Several Committee members also discussed the connection between LIHTC’s efficacy and the availability of Congressionally-appropriated resources for rental assistance and affordable housing production. Senator Bob Menendez (R-NJ) stated that President Trump’s FY18 budget request, which proposes to slash federal rental assistance and community development programs, “would turn this affordable housing crisis into an epidemic.” Ms. Cantwell rejected the false choice between investing in affordable housing and fiscal discipline. “Doing nothing doesn’t save us any money,” she said. Dr. O’Regan agreed, citing research demonstrating how the lack of affordable housing shows up in other budgets in the form of higher health and criminal justice system costs. Dr. O’Regan also stressed that LIHTC alone is not enough to create units affordable to very low income families, and that there is a large overlap between LIHTC units and federal rental assistance programs targeted to very low income households. “Forty-seven percent of LIHTC units use some form of rental assistance,” she said.

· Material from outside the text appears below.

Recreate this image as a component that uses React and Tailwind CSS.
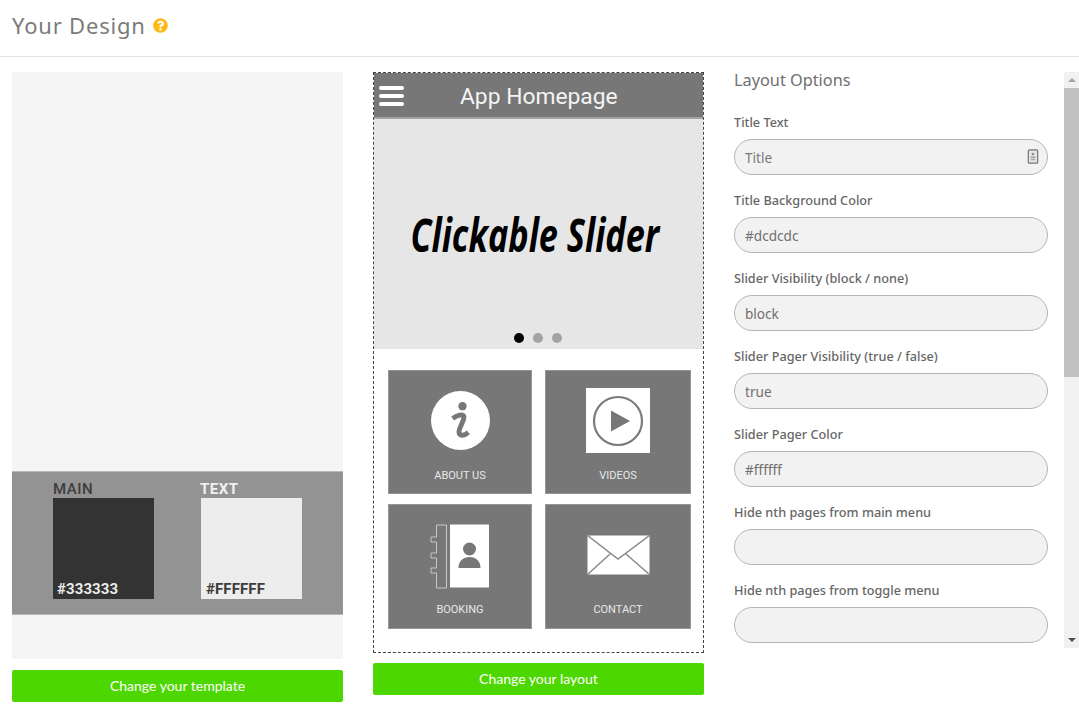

S.548 and companion legislation in the House could advance either on their own or as part of tax reform legislation in the 115th Congress. Voicing his support for the program and S.548, Senator Sherrod Brown (D-OH) suggested it should be advanced with or without progress on tax reform. “LIHTC is critical,” he said. “It should be protected and expanded whether tax reform occurs in a bipartisan way or proceeds as a Republican fantasy.”